If you can get the throat to 90% and still get a decent valve job on there, you can do that.

If you have a sonic tester, check very close around that short turn. The short turn is pretty crappy on the early castings. Do what you can.

FWIW, the W2 can flow less than the SM or any other standard port head and still kick its *** on HP. The port shape matters much more than the flow. Shape, shape, shape.

Also remember that what looks good at 10 inches can look sucky at 28 inches and then look real good at 42 inches. Play with the pressure drop and take detailed notes. And again, I can’t emphasize this enough, LISTEN to the port. A noisy, snapping, popping port is a power KILLER, even if it flows more. Believe that. Whatever you do, pay attention to the sound of the ports, and while I’m thinking about it, do NOT a make the mistake of porting the exhaust by the flow numbers. You will surely kill horsepower so fast your head will spin. In act, rather than use the valve job to get the throat out to 92% or so where the exhaust should be, use a 1.550 valve, or cut down a 1.600 valve .025 or so at a time until you get the throat to 92%. Make that port as quiet as you can.
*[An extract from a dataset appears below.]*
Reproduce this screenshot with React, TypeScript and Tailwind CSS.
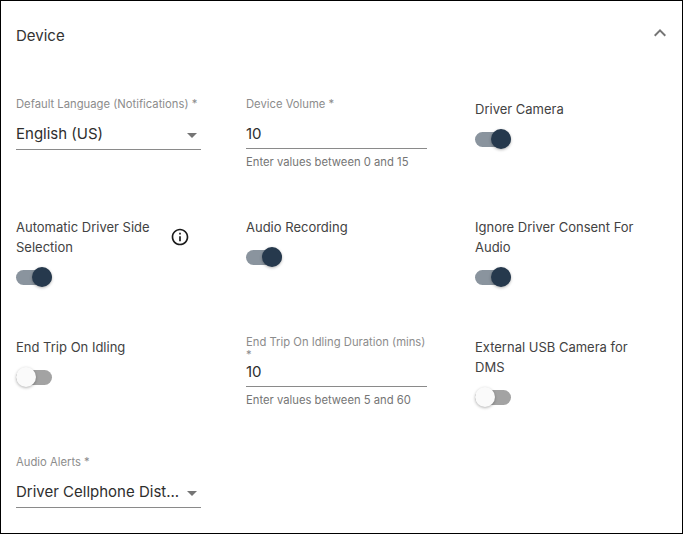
const font = "[font-family:Inter,'Liberation_Sans',sans-serif]"

function Toggle({ on = true }: { on?: boolean }) {
    return (
        <div className="relative h-5 w-9">
            <div className={`absolute left-0 top-[2.5px] h-[15px] w-[36px] rounded-full ${on ? "bg-[#8a949e]" : "bg-[#a3a3a3]"}`} />
            <div
                className={`absolute top-0 size-5 rounded-full shadow-[0_1px_3px_rgba(0,0,0,0.3)] ${on ? "right-0 bg-[#26394d]" : "left-0 bg-[#fafafa]"}`}
            />
        </div>
    )
}

function SwitchField({ label, on = true, info = false, wide = false }: { label: string; on?: boolean; info?: boolean; wide?: boolean }) {
    return (
        <div className="flex flex-col items-start gap-[10px]">
            <div className="flex w-full items-center">
                <div className={`whitespace-pre-line text-[13px] leading-5 text-[#424242] ${wide ? "w-[175px]" : "w-[145px]"}`}>{label}</div>
                {info && (
                    <svg className="ml-[9px] size-5" viewBox="0 0 24 24" fill="#1a1a1a">
                        <path d="M11 7h2v2h-2zm0 4h2v6h-2zm1-9C6.48 2 2 6.48 2 12s4.48 10 10 10 10-4.48 10-10S17.52 2 12 2zm0 18c-4.41 0-8-3.59-8-8s3.59-8 8-8 8 3.59 8 8-3.59 8-8 8z" />
                    </svg>
                )}
            </div>
            <Toggle on={on} />
        </div>
    )
}

function SelectField({ label, value }: { label: string; value: string }) {
    return (
        <div className="flex w-[185px] flex-col">
            <div className="h-4 whitespace-nowrap text-[11.25px] leading-4 text-[#8c8c8c]">{label}</div>
            <div className="mt-[5px] flex h-[33px] items-center justify-between border-b border-[#8a8a8a]">
                <span className="whitespace-nowrap pt-[2px] text-[15px] text-[#2e2e2e]">{value}</span>
                <svg className="-mr-[3px] mt-[3px] size-6 shrink-0" viewBox="0 0 24 24" fill="#757575">
                    <path d="M7 10l5 5 5-5z" />
                </svg>
            </div>
        </div>
    )
}

function NumberField({ label, value, hint }: { label: string; value: string; hint: string }) {
    return (
        <div className="flex w-[181px] flex-col">
            <div className="h-4 pt-[1px] text-[11.25px] leading-[13px] text-[#8c8c8c]">{label}</div>
            <div className="mt-[5px] flex h-[31px] items-center border-b border-[#8a8a8a] pt-[3px] text-[15px] text-[#2e2e2e]">{value}</div>
            <div className="mt-[5px] text-[11.25px] leading-4 text-[#757575]">{hint}</div>
        </div>
    )
}

export default function App() {
    return (
        <div className={`h-[534px] w-[683px] overflow-hidden border border-black bg-white ${font}`}>
            <div className="flex h-[69px] items-start justify-between pl-[15px] pr-[10px] pt-[25px]">
                <span className="text-[15px] leading-5 text-[#333333]">Device</span>
                <svg className="-mt-[5px] size-6" viewBox="0 0 24 24" fill="#757575">
                    <path d="M7.41 15.41 12 10.83l4.59 4.58L18 14l-6-6-6 6z" />
                </svg>
            </div>
            <div className="grid grid-cols-[230px_229px_1fr] grid-rows-[120px_120px_114px_auto] pl-[15px]">
                <div className="pt-[26px]">
                    <SelectField label="Default Language (Notifications) *" value="English (US)" />
                </div>
                <div className="pt-[27px]">
                    <NumberField label="Device Volume *" value="10" hint="Enter values between 0 and 15" />
                </div>
                <div className="pt-[29px]">
                    <SwitchField label="Driver Camera" wide />
                </div>

                <div className="pt-[27px]">
                    <SwitchField label={"Automatic Driver Side\nSelection"} info />
                </div>
                <div className="pt-[27px]">
                    <SwitchField label="Audio Recording" wide />
                </div>
                <div className="pt-[27px]">
                    <SwitchField label={"Ignore Driver Consent For\nAudio"} wide />
                </div>

                <div className="pt-[27px]">
                    <SwitchField label="End Trip On Idling" on={false} wide />
                </div>
                <div className="pt-[25px]">
                    <NumberField label="End Trip On Idling Duration (mins) *" value="10" hint="Enter values between 5 and 60" />
                </div>
                <div className="pt-[27px]">
                    <SwitchField label={"External USB Camera for\nDMS"} on={false} wide />
                </div>

                <div className="col-span-3 pt-[30px]">
                    <SelectField label="Audio Alerts *" value="Driver Cellphone Dist..." />
                </div>
            </div>
        </div>
    )
}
Don’t be afraid to use a piece of string in the port to get a visual of where the air is going and what it’s doing. You can see dead spots in the port. Get some modeling clay and fill in the dead spots. The port will start getting less noisy.
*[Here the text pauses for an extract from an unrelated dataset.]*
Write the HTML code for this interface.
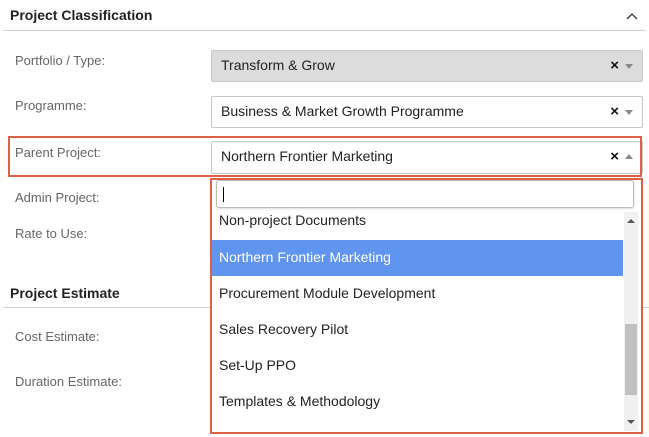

Don’t forget to spend some time in the chamber. Do NOT take the chamber out past the cylinder bore. In other words, don’t take the chamber out to gasket size. That is another one of those places where the flow bench will love you for making the chamber bigger, but it’s a power loser.

1 inch in either direction from the valve seat is the most critical areas. Like I said, that includes the chamber. Again, it’s about shape.

Almost forgot to mention how critical valve shape is. Almost always a mail head will look better on the flow bench, but it’s almost always a power loser. Put the valve in the guide and visualize the venturi you are creating. That shape is a big deal. Shape shape shape. A nail head valve almost always wrecks the venturi shape. You can use clay on the valve to change the shape of it to see what happens.

One other thing I do is take the valve and stick it in the head from the rocker side and flow the port. See what you get when the valve isn’t in the way, and how that changes the flow and the sound.

There really isn’t a wrong way to test. Test everything. If you get some dry ice and put it in a cup with a straw and you can add a little water and get some good smoke. Hold the straw all around the port and see what you see.

I tried that with cigarettes. Burned the crap out of my fingers. Even at low lift, a cigarette will last maybe, maybe 5 seconds. Then your fingers will get toasty. Then I tried small cigars, with the same result. It just bought me a bit more time before the burn.

String, pencils, some TIG rod...whatever you can find can be used in a port to help visualize what you are doing. Some of this stuff is just counterintuitive so you have to test. You can use a piece of string and if you do it just right, you’ll find some exhaust ports that flow air in BOTH directions!!!

Harold Bettes has a picture of that in his book on airflow. Read all that you can, and then test what you read. Test test test and shape shape shape.
 
THANK you guys for the help...it is super valuable. Also keep in mind, these belong to a buddy, I'm doing them for free for my own education, but if I ruin them, he will expect me to replace them, so I dont want to get to crazy cutting on them!
 
Also keep in mind, these belong to a buddy, I'm doing them for free for my own education

That seems like a situation where the risk/reward ratio is pretty unfavorable.
Personally, I’d set a pretty easily attainable goal, especially since at this point it doesn’t appear that you’ll be able to use your numbers to gauge where you really are .......compared to the potential of the head(you don’t know what a “300cfm” w2 flows on your bench).
You’ve picked them up 15% already.

Use some scrap J head or something for the learning tool, and save the W2’s until you have a better handle on how your numbers translate to the rest of the world.